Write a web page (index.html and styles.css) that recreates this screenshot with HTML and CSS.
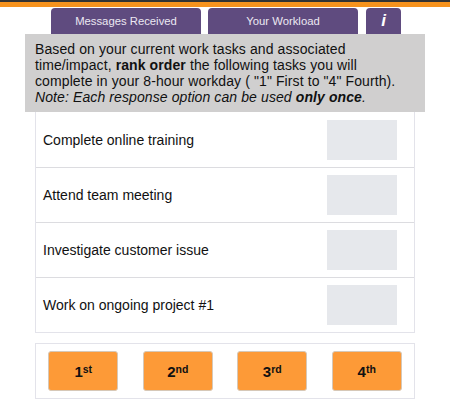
FILE: index.html
```html
<!DOCTYPE html>
<html>
<head>
<meta charset="utf-8">
<link rel="stylesheet" href="styles.css">
</head>
<body>
<div class="topbar"></div>
<nav class="tabs">
  <div class="tab tab-wide">Messages Received</div>
  <div class="tab tab-wide">Your Workload</div>
  <div class="tab tab-info">i</div>
</nav>
<div class="prompt">
  Based on your current work tasks and associated time/impact, <b>rank order</b> the following tasks you will complete in your 8-hour workday ( "1" First to "4" Fourth).<br>
  <i>Note: Each response option can be used <b>only once</b>.</i>
</div>
<div class="tasks">
  <div class="task"><span class="label">Complete online training</span><div class="drop"></div></div>
  <div class="task"><span class="label">Attend team meeting</span><div class="drop"></div></div>
  <div class="task"><span class="label">Investigate customer issue</span><div class="drop"></div></div>
  <div class="task"><span class="label">Work on ongoing project #1</span><div class="drop"></div></div>
</div>
<div class="options">
  <div class="opt">1<sup>st</sup></div>
  <div class="opt">2<sup>nd</sup></div>
  <div class="opt">3<sup>rd</sup></div>
  <div class="opt">4<sup>th</sup></div>
</div>
</body>
</html>
```

FILE: styles.css
```css
html, body {
  margin: 0;
  padding: 0;
  background: #ffffff;
  font-family: "Liberation Sans", Arial, sans-serif;
  color: #111111;
}
.topbar {
  height: 5px;
  border-top: 2px solid #333333;
  background: #f7931e;
}
.tabs {
  display: flex;
  margin: 1px 0 0 51px;
  height: 26px;
}
.tab {
  background: #5f4b7f;
  color: #ece8f2;
  border-radius: 4px 4px 0 0;
  display: flex;
  align-items: center;
  justify-content: center;
  font-size: 11.3px;
}
.tab-wide {
  width: 150px;
  margin-right: 7px;
}
.tab-wide + .tab-wide {
  margin-right: 8px;
}
.tab-info {
  width: 35px;
  font-size: 17px;
  font-weight: bold;
  font-style: italic;
  color: #ffffff;
}
.prompt {
  margin: 0 25px;
  background: #d0cfcf;
  padding: 7px 22px 7px 10px;
  font-size: 14px;
  line-height: 16px;
  height: 64px;
  letter-spacing: 0.1px;
}
.tasks {
  margin: 0 35px;
  border: 1px solid #e3e3ea;
  border-top: none;
}
.task {
  display: flex;
  align-items: center;
  justify-content: space-between;
  height: 54px;
  padding: 0 17px 0 7px;
  border-top: 1px solid #dcdce0;
  font-size: 14px;
}
.task:first-child {
  border-top: none;
  height: 55px;
}
.drop {
  width: 70px;
  height: 40px;
  background: #e6e8ec;
}
.options {
  margin: 10px 35px 0 35px;
  border: 1px solid #e3e3ea;
  height: 54px;
  display: grid;
  grid-template-columns: repeat(4, 1fr);
  justify-items: center;
  align-items: center;
}
.opt {
  box-sizing: border-box;
  width: 70px;
  height: 40px;
  background: #fd9a37;
  border: 1px solid #d6c8b8;
  border-radius: 3px;
  display: flex;
  align-items: center;
  justify-content: center;
  font-size: 15px;
  font-weight: bold;
  color: #111111;
}
.opt sup {
  font-size: 10.5px;
  line-height: 0;
  position: relative;
  top: -2px;
}
```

Stated problem →
Reproduce all of the material above word for word. Omit the pictures.

Answer to the task →
Write a web page (index.html and styles.css) that recreates this screenshot with HTML and CSS.
FILE: index.html
```html
<!DOCTYPE html>
<html>
<head>
<meta charset="utf-8">
<link rel="stylesheet" href="styles.css">
</head>
<body>
<div class="topbar"></div>
<nav class="tabs">
  <div class="tab tab-wide">Messages Received</div>
  <div class="tab tab-wide">Your Workload</div>
  <div class="tab tab-info">i</div>
</nav>
<div class="prompt">
  Based on your current work tasks and associated time/impact, <b>rank order</b> the following tasks you will complete in your 8-hour workday ( "1" First to "4" Fourth).<br>
  <i>Note: Each response option can be used <b>only once</b>.</i>
</div>
<div class="tasks">
  <div class="task"><span class="label">Complete online training</span><div class="drop"></div></div>
  <div class="task"><span class="label">Attend team meeting</span><div class="drop"></div></div>
  <div class="task"><span class="label">Investigate customer issue</span><div class="drop"></div></div>
  <div class="task"><span class="label">Work on ongoing project #1</span><div class="drop"></div></div>
</div>
<div class="options">
  <div class="opt">1<sup>st</sup></div>
  <div class="opt">2<sup>nd</sup></div>
  <div class="opt">3<sup>rd</sup></div>
  <div class="opt">4<sup>th</sup></div>
</div>
</body>
</html>
```

FILE: styles.css
```css
html, body {
  margin: 0;
  padding: 0;
  background: #ffffff;
  font-family: "Liberation Sans", Arial, sans-serif;
  color: #111111;
}
.topbar {
  height: 5px;
  border-top: 2px solid #333333;
  background: #f7931e;
}
.tabs {
  display: flex;
  margin: 1px 0 0 51px;
  height: 26px;
}
.tab {
  background: #5f4b7f;
  color: #ece8f2;
  border-radius: 4px 4px 0 0;
  display: flex;
  align-items: center;
  justify-content: center;
  font-size: 11.3px;
}
.tab-wide {
  width: 150px;
  margin-right: 7px;
}
.tab-wide + .tab-wide {
  margin-right: 8px;
}
.tab-info {
  width: 35px;
  font-size: 17px;
  font-weight: bold;
  font-style: italic;
  color: #ffffff;
}
.prompt {
  margin: 0 25px;
  background: #d0cfcf;
  padding: 7px 22px 7px 10px;
  font-size: 14px;
  line-height: 16px;
  height: 64px;
  letter-spacing: 0.1px;
}
.tasks {
  margin: 0 35px;
  border: 1px solid #e3e3ea;
  border-top: none;
}
.task {
  display: flex;
  align-items: center;
  justify-content: space-between;
  height: 54px;
  padding: 0 17px 0 7px;
  border-top: 1px solid #dcdce0;
  font-size: 14px;
}
.task:first-child {
  border-top: none;
  height: 55px;
}
.drop {
  width: 70px;
  height: 40px;
  background: #e6e8ec;
}
.options {
  margin: 10px 35px 0 35px;
  border: 1px solid #e3e3ea;
  height: 54px;
  display: grid;
  grid-template-columns: repeat(4, 1fr);
  justify-items: center;
  align-items: center;
}
.opt {
  box-sizing: border-box;
  width: 70px;
  height: 40px;
  background: #fd9a37;
  border: 1px solid #d6c8b8;
  border-radius: 3px;
  display: flex;
  align-items: center;
  justify-content: center;
  font-size: 15px;
  font-weight: bold;
  color: #111111;
}
.opt sup {
  font-size: 10.5px;
  line-height: 0;
  position: relative;
  top: -2px;
}
```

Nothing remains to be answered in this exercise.